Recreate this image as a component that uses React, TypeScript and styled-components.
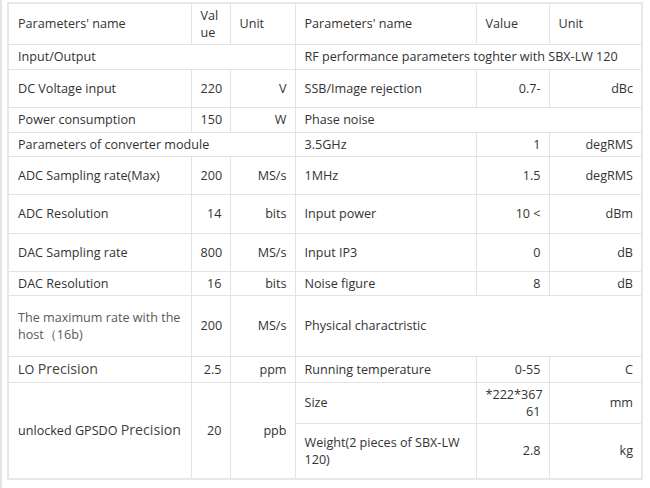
——————
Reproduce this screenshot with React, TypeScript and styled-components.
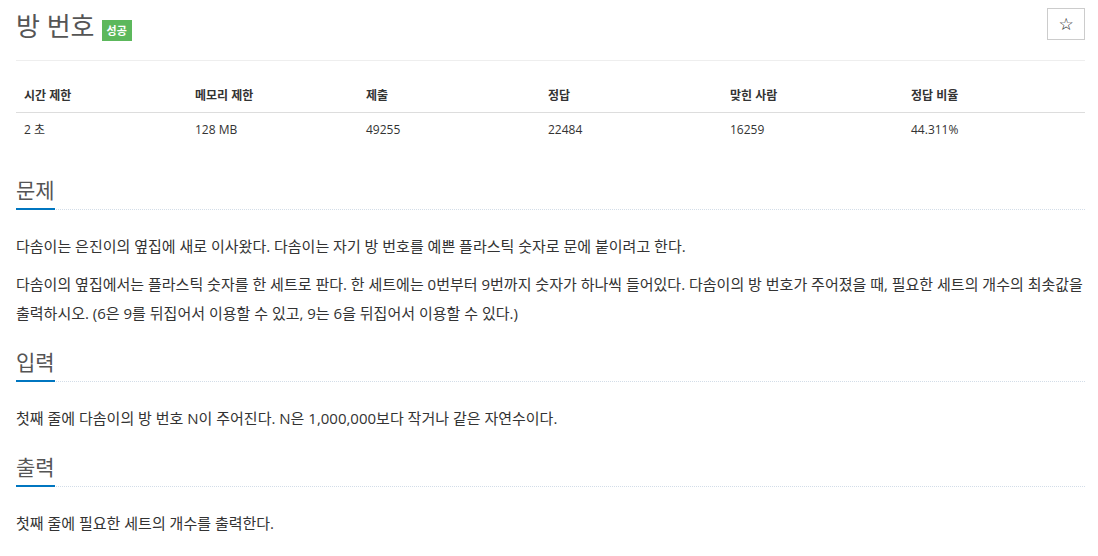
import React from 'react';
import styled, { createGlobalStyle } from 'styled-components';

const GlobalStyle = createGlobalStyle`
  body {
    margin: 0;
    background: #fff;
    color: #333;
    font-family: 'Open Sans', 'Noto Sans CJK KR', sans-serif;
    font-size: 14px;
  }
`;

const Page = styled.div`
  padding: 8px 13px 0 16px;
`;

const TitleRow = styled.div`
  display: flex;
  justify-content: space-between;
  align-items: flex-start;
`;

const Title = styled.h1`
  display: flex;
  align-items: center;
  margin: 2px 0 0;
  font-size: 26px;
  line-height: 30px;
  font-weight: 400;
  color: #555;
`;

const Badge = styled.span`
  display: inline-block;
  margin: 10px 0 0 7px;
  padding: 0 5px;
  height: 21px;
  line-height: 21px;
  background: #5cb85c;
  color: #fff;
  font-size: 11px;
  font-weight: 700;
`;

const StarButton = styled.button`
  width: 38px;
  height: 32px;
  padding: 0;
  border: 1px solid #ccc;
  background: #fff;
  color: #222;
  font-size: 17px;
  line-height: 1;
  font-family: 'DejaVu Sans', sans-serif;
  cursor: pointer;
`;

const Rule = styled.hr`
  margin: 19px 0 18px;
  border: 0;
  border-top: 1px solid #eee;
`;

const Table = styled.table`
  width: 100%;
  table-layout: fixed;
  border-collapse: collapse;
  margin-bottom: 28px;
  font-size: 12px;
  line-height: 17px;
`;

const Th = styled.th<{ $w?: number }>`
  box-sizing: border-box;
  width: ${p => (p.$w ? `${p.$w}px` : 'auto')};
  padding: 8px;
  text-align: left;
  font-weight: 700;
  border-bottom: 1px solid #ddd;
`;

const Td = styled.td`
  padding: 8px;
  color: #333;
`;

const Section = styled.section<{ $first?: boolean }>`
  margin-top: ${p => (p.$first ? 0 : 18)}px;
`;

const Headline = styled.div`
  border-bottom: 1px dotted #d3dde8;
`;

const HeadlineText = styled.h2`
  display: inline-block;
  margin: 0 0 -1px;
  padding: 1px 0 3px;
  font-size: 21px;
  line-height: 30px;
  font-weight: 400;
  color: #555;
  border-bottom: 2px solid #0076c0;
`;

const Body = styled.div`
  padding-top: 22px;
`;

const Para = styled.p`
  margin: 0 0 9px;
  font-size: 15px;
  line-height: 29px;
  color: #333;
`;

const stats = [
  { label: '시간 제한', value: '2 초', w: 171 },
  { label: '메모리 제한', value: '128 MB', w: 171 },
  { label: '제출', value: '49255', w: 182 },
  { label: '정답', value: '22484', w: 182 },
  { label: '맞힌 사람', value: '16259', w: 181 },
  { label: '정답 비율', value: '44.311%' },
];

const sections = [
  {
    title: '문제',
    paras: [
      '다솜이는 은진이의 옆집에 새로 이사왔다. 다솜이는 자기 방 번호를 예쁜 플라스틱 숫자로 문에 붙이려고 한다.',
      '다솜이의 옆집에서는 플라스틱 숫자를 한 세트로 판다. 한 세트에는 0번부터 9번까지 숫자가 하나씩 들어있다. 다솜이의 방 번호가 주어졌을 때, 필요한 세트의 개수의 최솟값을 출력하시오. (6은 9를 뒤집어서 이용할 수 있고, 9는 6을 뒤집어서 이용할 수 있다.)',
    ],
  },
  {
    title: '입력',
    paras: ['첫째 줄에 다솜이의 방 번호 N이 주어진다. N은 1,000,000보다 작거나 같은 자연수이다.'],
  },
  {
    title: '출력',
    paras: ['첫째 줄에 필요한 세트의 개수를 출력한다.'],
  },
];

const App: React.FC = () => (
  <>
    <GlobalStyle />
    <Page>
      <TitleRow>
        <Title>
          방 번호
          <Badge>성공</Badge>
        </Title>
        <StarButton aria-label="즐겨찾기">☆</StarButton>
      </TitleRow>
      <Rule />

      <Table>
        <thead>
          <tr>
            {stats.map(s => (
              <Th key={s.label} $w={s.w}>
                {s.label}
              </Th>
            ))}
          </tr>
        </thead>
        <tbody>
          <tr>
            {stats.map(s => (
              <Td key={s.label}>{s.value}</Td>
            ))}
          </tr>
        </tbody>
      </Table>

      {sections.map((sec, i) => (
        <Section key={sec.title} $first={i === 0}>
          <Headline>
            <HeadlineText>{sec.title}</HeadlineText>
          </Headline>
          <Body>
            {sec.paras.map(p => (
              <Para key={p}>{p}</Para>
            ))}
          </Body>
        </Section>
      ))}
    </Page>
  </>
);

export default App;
——————
▶ **Task directions**
Determine the number of lines in these entries that contain the word "components", and write only that number.

▶ **Exercise output**
3